Tragédia amazônica

Correio Braziliense
postado em 15/06/2022 00:01

O desaparecimento do jornalista inglês Dom Phillips e do indigenista Bruno Pereira escancarou para o mundo o pesadelo antidemocrático que estamos vivendo no Brasil. É um teatro do absurdo completo, mas não adianta acordar porque o pesadelo é real. A região do Vale do Javari abriga oito etnias indígenas e 16 registros de povos isolados.

Enquanto altas autoridades da República perseguem o fantasma da insegurança das urnas, sem ter o mínimo indício para alimentar a suspeita, a floresta Amazônia é dominada por quadrilhas de narcotraficantes, garimpeiros, madeireiros, caçadores e pescadores ilegais. Nada a ver com a pesca artesanal de subsistência da população ribeirinha.

São toneladas de pirarucu ou de tartarugas pescados ilegalmente. Os narcotraficantes descobriram que é muito confortável ser autuado por crime ambiental. Ninguém vai preso, e o funcionário que aplica a infração é, sumariamente, demitido por cumprir o dever. É uma falácia alegar que o garimpo promove o desenvolvimento. Só deixa um rastro de destruição, desequilíbrio social, degradação ambiental e rios envenenados de mercúrio.

Como se não bastasse, a Câmara dos Deputados apresenta inúmeros projetos de emendas à Constituição para permitir o garimpo e as atividades do agronegócio em terras indígenas, legitimando a ilegalidade.

Agora, as excelências estão caladas, mas têm grande responsabilidade pela crise ambiental e humanitária. Representam a vanguarda do atraso, deliberam contra os interesses da maioria dos brasileiros. Decidem de costas para o Brasil. Chancelam a desordem, a invasão e a degradação ambiental, pela qual todos nós pagaremos caro.

Os projetos da Câmara dos Deputados se situam na contramão do mundo civilizado. Parece que as excelências acabaram de desembarcar no Brasil colonial do século 16 e da escravidão.
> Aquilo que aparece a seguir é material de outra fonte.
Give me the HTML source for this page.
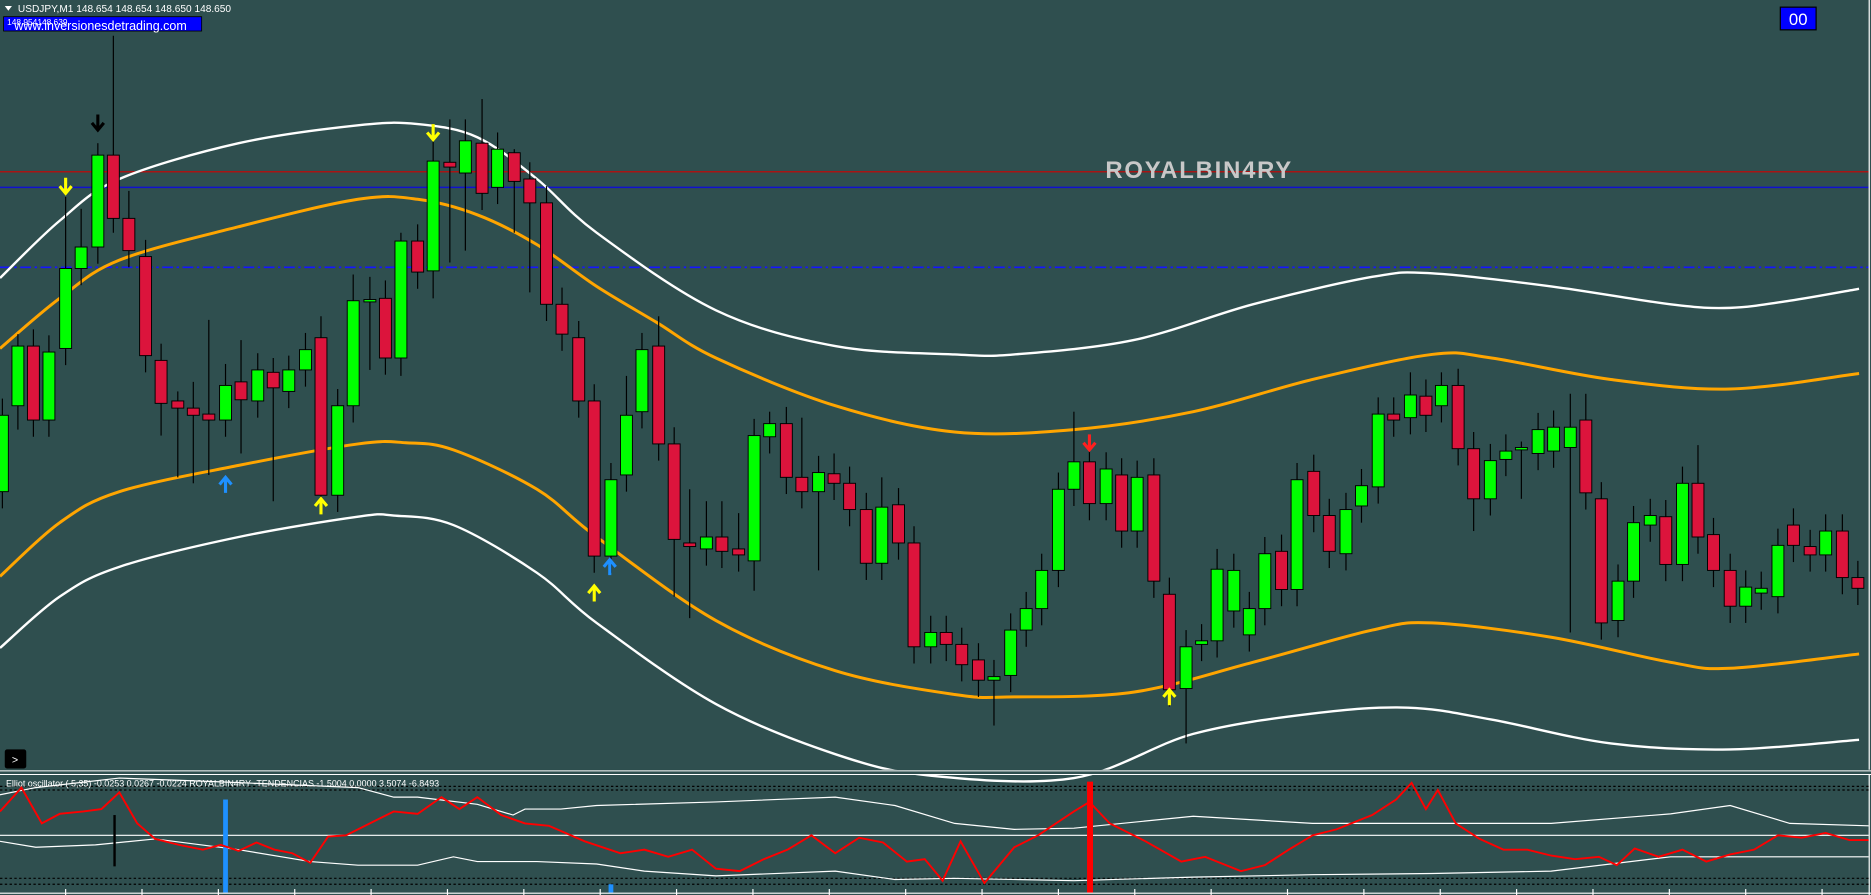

O Brasil poderia ganhar muito dinheiro internacional só preservando a Amazônia para si mesmo e para o mundo.

Os indigenistas que trabalham na região relatam que, com todos os problemas e vulnerabilidades, foi possível manter um relativo controle até por volta de 2012. Mas, a partir de 2019, com o estímulo oficial do governo federal para a invasão das terras indígenas, a situação se deteriorou de uma maneira avassaladora.

Não é um fator isolado, mas, sim, uma estratégia articulada para desmontar a Funai, fragilizar os instrumentos de fiscalização, flexibilizar as normas e perseguir funcionários que tinham compromisso com o trabalho. No ano passado, um ex-ministro foi flagrado ao acobertar a venda ilegal de madeira.

Nesse cenário, o ápice da covardia é culpar as vítimas, como fazem alguns governantes. Ora, Dom e Bruno, os desaparecidos, não eram aventureiros. Dom era jornalista, colaborador do The Guardian, e Bruno, um indigenista respeitado, exonerado da Funai porque trabalhava de maneira correta para defender os índios. Prestava serviços para a União dos Povos Indígenas do Vale do Javari. Eles só estavam ali por causa da ausência do Estado na Amazônia.

Ainda há tempo para reverter a situação de tragédia social, humanitária e ambiental do Vale do Javari. Mas a Câmara dos Deputados, o Senado Federal, o Ministério Público e o Exército não podem mais se omitir. O desaparecimento de Dom e Bruno escancararam os problemas da Amazônia para o Brasil e para o mundo.